The Decemberists Aren’t ‘Dead’
The Decemberists are a remarkable group. Their heavy folk influence and Pacific Northwest, nineties indie style have proved to be a winning combination. Topped off with excellent song writing, the group has made six inspired albums to date.
The group has been known to write intense music, strongly representing historical times and reaching epic proportions. The band decided to go a noticeably different route this time.
The heavy influence is all there on “The King Is Dead,” but it’s markedly different. You won’t find huge orchestral pieces or stories about 18th century Europe.
There is, however, a lot of stripped down, grass-roots – almost country-inspired – early American influence. Colin Meloy and the bunch were intent on shifting to a simpler sound and went so far as to record the album in a barn in Oregon.
Though the album is in many ways a complete 180-degree shift from the direction they were previously heading, there’s still plenty of the Decemberists to be found. Meloy still has his tender moments and uplifting choruses, just like any other of the group’s albums. Their historical context may have shifted, but the core of their songwriting is still there — and it’s just as good.
“The King Is Dead” is in every way bonfire-folk and rustic American. There are banjos, fiddles and an abundance of harmonica on the record, as well as the usual guitar, drums, bass, etc. The Decemberists still use a vast arsenal of instruments, but they manage to make their music that much simpler.
Meloy’s melodies are still recognizable and identifiable to fans. In fact, this vein of Americana music isn’t entirely foreign to the group – they have hinted to such Civil War-esque sounds in the past. Though it’s different, this album is right up their alley.
The opener, “Don’t Carry It All” lives up to its name. It’s an upbeat, liberating tune that urges you to sing along and “let the yolk fall” from your shoulders. There are roughly five or more instruments in the song, but it still feels as rustically pleasing as ever.
“Rise to Me” is a mellower song, somewhat like one of the group’s older, ultra-relaxed tunes, “Cocoon.” Although the song still has its fair share of harmonicas and wailing from Colin, it qualifies as a chill tune. And, yet again, Meloy’s melodies instantly hit home.

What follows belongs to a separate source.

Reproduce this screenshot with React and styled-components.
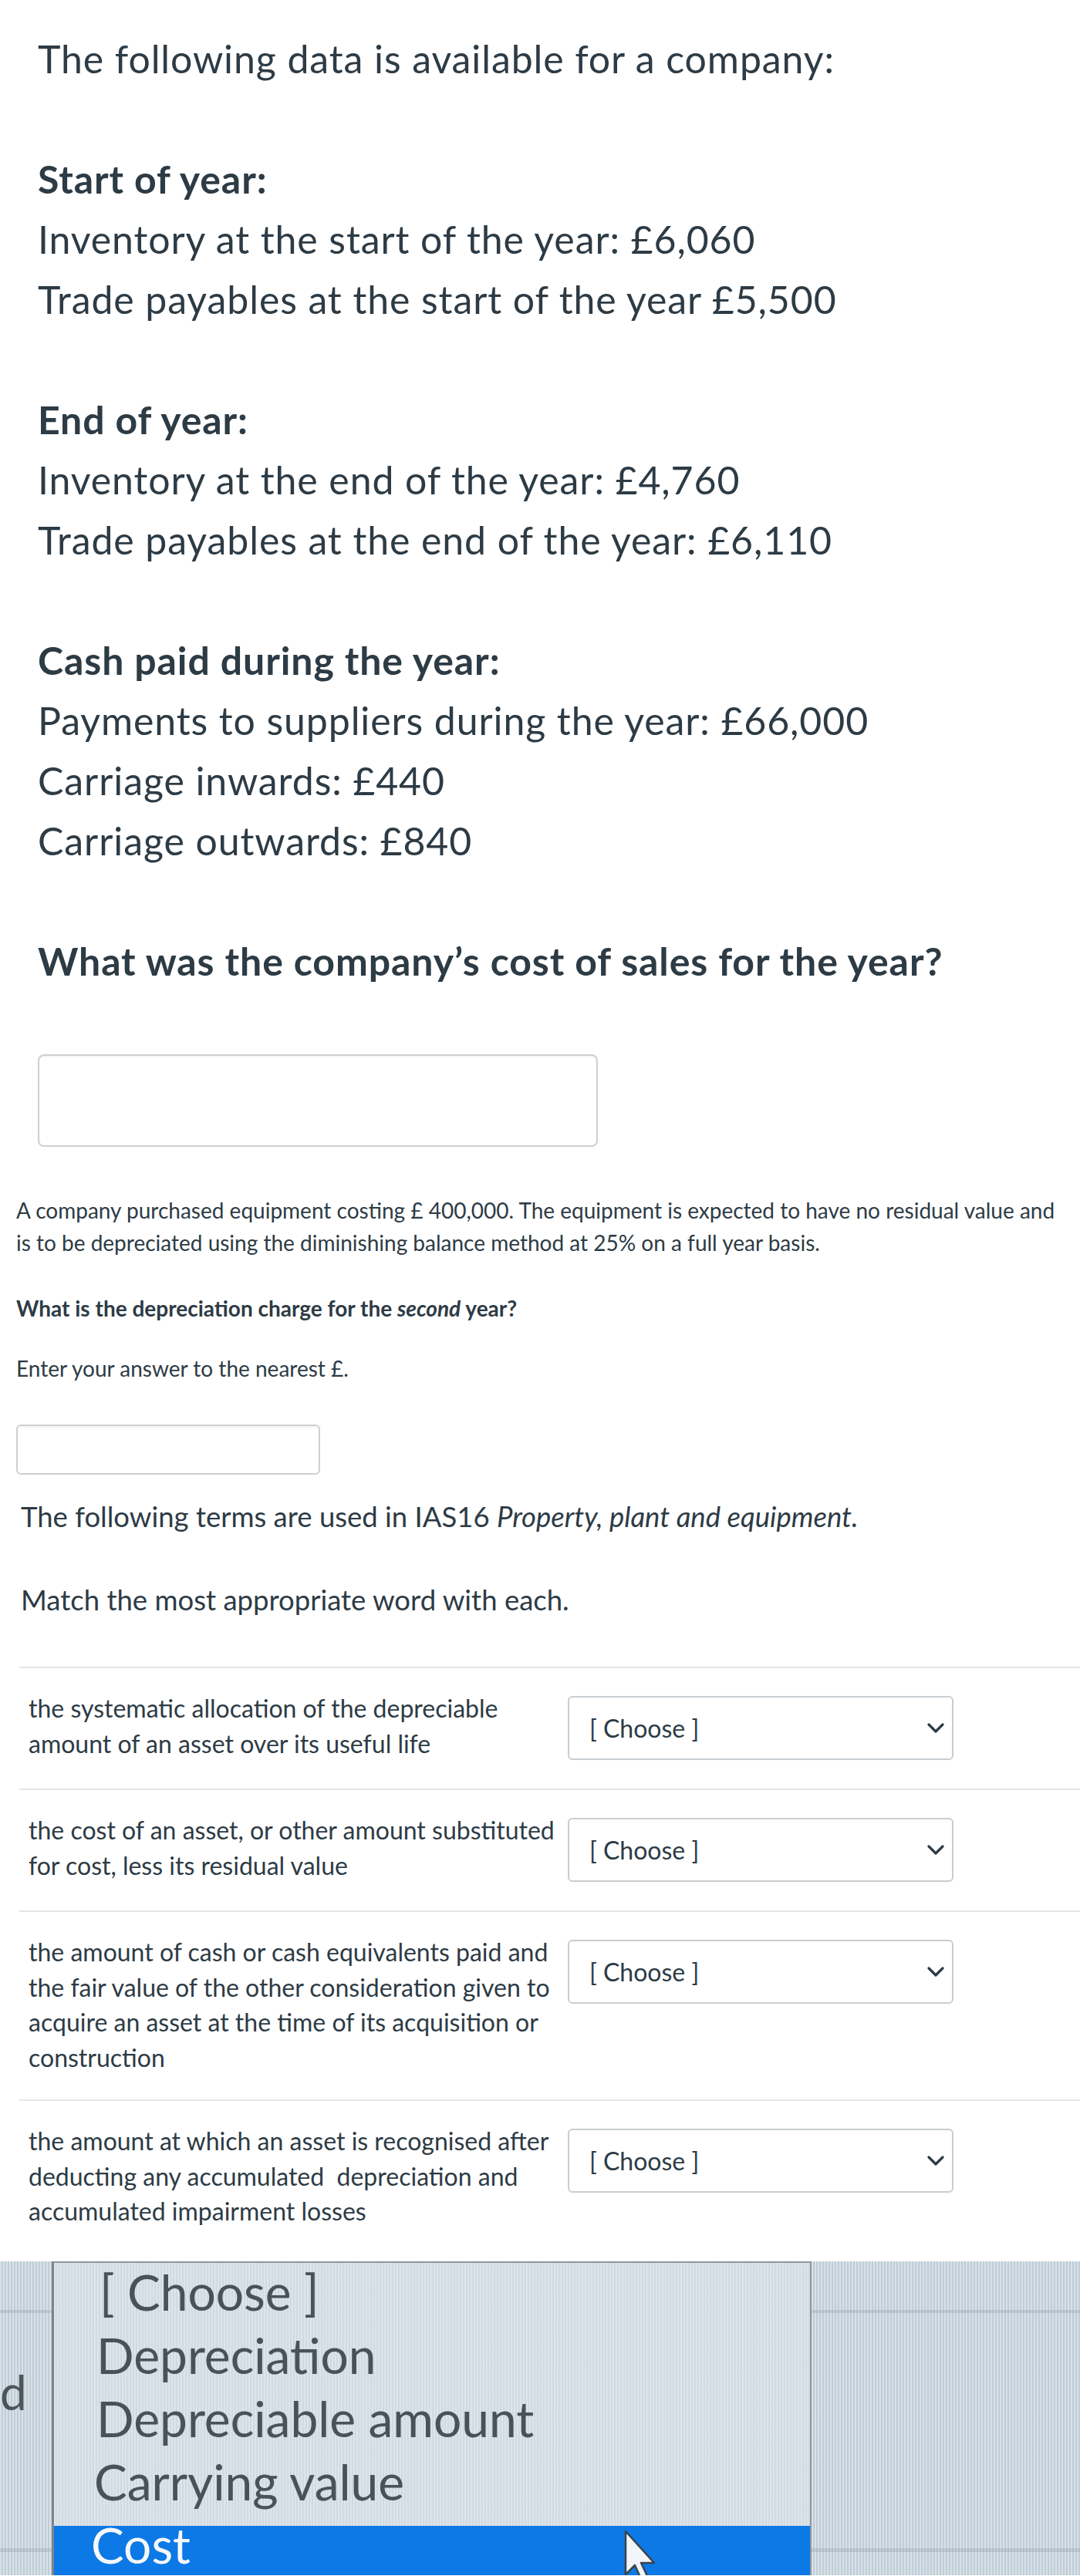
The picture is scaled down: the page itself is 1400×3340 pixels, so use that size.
import React from "react";
import styled, { createGlobalStyle } from "styled-components";

const GlobalStyle = createGlobalStyle`
  html, body {
    margin: 0;
    padding: 0;
    background: #ffffff;
  }
  body {
    font-family: Lato, "Open Sans", "Liberation Sans", sans-serif;
    color: #2d3b45;
  }
`;

const Page = styled.div`
  width: 1400px;
  overflow: hidden;
`;

/* ---------- question 1 ---------- */

const DataBlock = styled.section`
  padding: 37px 0 0 49px;
  font-size: 50px;
  letter-spacing: 0.9px;
  line-height: 78px;
`;

const Para = styled.p`
  margin: 0 0 ${(p) => (p.$last ? 0 : 78)}px;
`;

const Strong = styled.strong`
  font-weight: 700;
`;

const AnswerBox = styled.div`
  box-sizing: border-box;
  width: ${(p) => p.$w}px;
  height: ${(p) => p.$h}px;
  margin-top: ${(p) => p.$top}px;
  border: 2px solid #cdd0d3;
  border-radius: ${(p) => p.$r}px;
  background: #fff;
  box-shadow: inset 0 2px 2px rgba(0, 0, 0, 0.04);
`;

/* ---------- question 2 ---------- */

const SmallBlock = styled.section`
  padding: 61px 24px 0 21px;
  font-size: 28px;
  line-height: 42px;
`;

const SmallPara = styled.p`
  margin: ${(p) => p.$top || 0}px 0 0;
  font-weight: ${(p) => (p.$bold ? 700 : 400)};
`;

/* ---------- question 3 ---------- */

const MatchBlock = styled.section`
  padding: 28px 0 0 27px;
  font-size: 36.5px;
  line-height: 52px;
`;

const MatchPara = styled.p`
  margin: ${(p) => p.$top || 0}px 0 0;
`;

const RowList = styled.div`
  margin: 61px 0 0 25px;
  padding-bottom: 10px;
`;

const Row = styled.div`
  display: grid;
  grid-template-columns: 692px 500px;
  column-gap: 7px;
  align-items: start;
  border-top: 2px solid #e3e5e7;
  padding: 29px 0 32px 12px;
`;

const Term = styled.div`
  font-size: 32px;
  line-height: 45.5px;
  white-space: pre-wrap;
`;

const Select = styled.div`
  box-sizing: border-box;
  height: 83px;
  margin: 7px 0 5px;
  border: 2px solid #c7cdd1;
  border-radius: 6px;
  display: flex;
  align-items: center;
  justify-content: space-between;
  padding: 0 10px 0 26px;
  font-size: 32px;
  color: #2d3b45;
  background: #fff;
`;

const Chevron = () => (
  <svg width="22" height="14" viewBox="0 0 22 14" fill="none">
    <path d="M2 2 L11 11 L20 2" stroke="#2d3b45" strokeWidth="3.2" strokeLinecap="round" strokeLinejoin="round" />
  </svg>
);

/* ---------- photographed dropdown ---------- */

const Photo = styled.div`
  height: 407px;
  display: flex;
  background-color: #c9d6df;
  background-image:
    linear-gradient(to bottom, transparent 63px, rgba(150, 160, 168, 0.35) 63px, rgba(150, 160, 168, 0.35) 67px, transparent 67px, transparent 372px, rgba(150, 160, 168, 0.35) 372px, rgba(150, 160, 168, 0.35) 377px, transparent 377px),
    repeating-linear-gradient(to right, rgba(255, 255, 255, 0.28) 0 2px, rgba(120, 140, 155, 0.12) 2px 4px);
`;

const Sliver = styled.div`
  width: 67px;
  overflow: hidden;
  font-size: 62px;
  color: #4d555b;
  filter: blur(0.6px);
  padding-top: 138px;
  line-height: 62px;
`;

const Panel = styled.div`
  width: 985px;
  box-sizing: border-box;
  display: flex;
  flex-direction: column;
  border-left: 3px solid #7b858c;
  border-right: 2px solid #8d979e;
  border-top: 2px solid #8f989f;
  overflow: hidden;
  position: relative;
  background-color: #d6dfe5;
  background-image: repeating-linear-gradient(to right, rgba(255, 255, 255, 0.2) 0 2px, rgba(120, 140, 155, 0.06) 2px 4px);
`;

const OptionList = styled.div`
  flex: 1;
  display: flex;
  flex-direction: column;
  margin-top: -3px;
`;

const Option = styled.div`
  flex: ${(p) => (p.$active ? "1 0 80px" : "0 0 80px")};
  line-height: 82px;
  font-size: 64px;
  padding-left: ${(p) => p.$pad}px;
  color: ${(p) => (p.$active ? "#f4f8fc" : "#4a5258")};
  background: ${(p) => (p.$active ? "linear-gradient(to bottom, transparent 16px, #0c79e6 16px)" : "transparent")};
  text-shadow: 0 0 1px rgba(0, 0, 0, 0.15);
  filter: blur(0.5px);
`;

const Cursor = styled.svg`
  position: absolute;
  left: 738px;
  top: 346px;
`;

const terms = [
  "the systematic allocation of the depreciable amount of an asset over its useful life",
  "the cost of an asset, or other amount substituted for cost, less its residual value",
  "the amount of cash or cash equivalents paid and the fair value of the other consideration given to acquire an asset at the time of its acquisition or construction",
  "the amount at which an asset is recognised after deducting any accumulated  depreciation and accumulated impairment losses",
];

const options = [
  { label: "[ Choose ]", pad: 59 },
  { label: "Depreciation", pad: 55 },
  { label: "Depreciable amount", pad: 55 },
  { label: "Carrying value", pad: 52 },
  { label: "Cost", pad: 48, active: true },
];

export default function App() {
  return (
    <Page>
      <GlobalStyle />
      <DataBlock>
        <Para>The following data is available for a company:</Para>
        <Para>
          <Strong>Start of year:</Strong>
          <br />
          Inventory at the start of the year: £6,060
          <br />
          Trade payables at the start of the year £5,500
        </Para>
        <Para>
          <Strong>End of year:</Strong>
          <br />
          Inventory at the end of the year: £4,760
          <br />
          Trade payables at the end of the year: £6,110
        </Para>
        <Para>
          <Strong>Cash paid during the year:</Strong>
          <br />
          Payments to suppliers during the year: £66,000
          <br />
          Carriage inwards: £440
          <br />
          Carriage outwards: £840
        </Para>
        <Para $last>
          <Strong>What was the company’s cost of sales for the year?</Strong>
        </Para>
        <AnswerBox $w={726} $h={120} $r={8} $top={82} />
      </DataBlock>

      <SmallBlock>
        <SmallPara>
          A company purchased equipment costing £ 400,000. The equipment is expected to have no residual value and is
          to be depreciated using the diminishing balance method at 25% on a full year basis.
        </SmallPara>
        <SmallPara $bold $top={43}>
          What is the depreciation charge for the <em>second</em> year?
        </SmallPara>
        <SmallPara $top={36}>Enter your answer to the nearest £.</SmallPara>
        <AnswerBox $w={394} $h={65} $r={6} $top={52} />
      </SmallBlock>

      <MatchBlock>
        <MatchPara>
          The following terms are used in IAS16 <em>Property, plant and equipment.</em>
        </MatchPara>
        <MatchPara $top={56}>Match the most appropriate word with each.</MatchPara>
      </MatchBlock>

      <RowList>
        {terms.map((t) => (
          <Row key={t}>
            <Term>{t}</Term>
            <Select>
              <span>[ Choose ]</span>
              <Chevron />
            </Select>
          </Row>
        ))}
      </RowList>

      <Photo>
        <Sliver>d</Sliver>
        <Panel>
          <OptionList>
            {options.map((o) => (
              <Option key={o.label} $pad={o.pad} $active={o.active}>
                {o.label}
              </Option>
            ))}
          </OptionList>
          <Cursor width="44" height="70" viewBox="0 0 44 70">
            <path d="M3 2 L3 58 L15 46 L24 66 L32 62 L23 43 L40 43 Z" fill="#f2f6fa" stroke="#3c444a" strokeWidth="2.5" strokeLinejoin="round" />
          </Cursor>
        </Panel>
      </Photo>
    </Page>
  );
}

“January Hymn” showcases the band’s transitions. As opposed to epic musical tales dealing with family murders and standoffs inside a whale’s belly, the song is surprisingly quaint. It’s a simple little acoustic song about love and snow.
Just like its cousin, “June Hymn” is essentially an acoustic tune. It starts off like a Bob Dylan track, with guitar and harmonica, and continues on in its simple, rustic folk glory. Meloy’s songwriting sensibilities still come through (the song is a little more complex than a standard folk ballad) however, and he leaves his own decidedly Decemberist marks on the song.
The band’s non-historical influences still come through in the songs, most especially in “This Is Why We Fight,” one of the high points on the album. The REM vibe (no doubt helped along by the featuring of REM guitarist Peter Buck) is strongly felt through Meloy’s vocal melodies and Buck’s jangly guitar. The track definitely has a different vibe from some of the others, but it’s absolutely fantastic nonetheless.
More of the REM vibe can be found in “Calamity Song.” The song again seems to have some guitar work from Peter Buck, but there’s a more Americana influence than on “This Is Why We Fight.” The fast-paced acoustic guitar riffs and sweet “oohs,” combined with the REM vibe, make for a great song. Decemberists fans may be reminded of a more cheery, upbeat version of “O Valencia!”
“Rox In the Box” has a river-dancing-like vibe to it. It’s a Decemberists song through and through, with the fusion of old school folk and modern instruments. It almost sounds like it could have been placed on previous Decemberists albums, yet it does have those rough, Americana twists to the melodies.
“The King Is Dead” is yet another triumph from the Decemberists. The group has chosen to go a different direction for this one, but they’ve still left their unmistakable and fantastic marks all over it. Yet again, Colin Meloy and his band mates have brought their listeners on an intense voyage into musical eccentricities, with a skillful and familiar guiding hand. They’ve succeeded, and have once more made uniquely pleasing music. There’s no doubt this is a Decemberists record, and a fine one at that.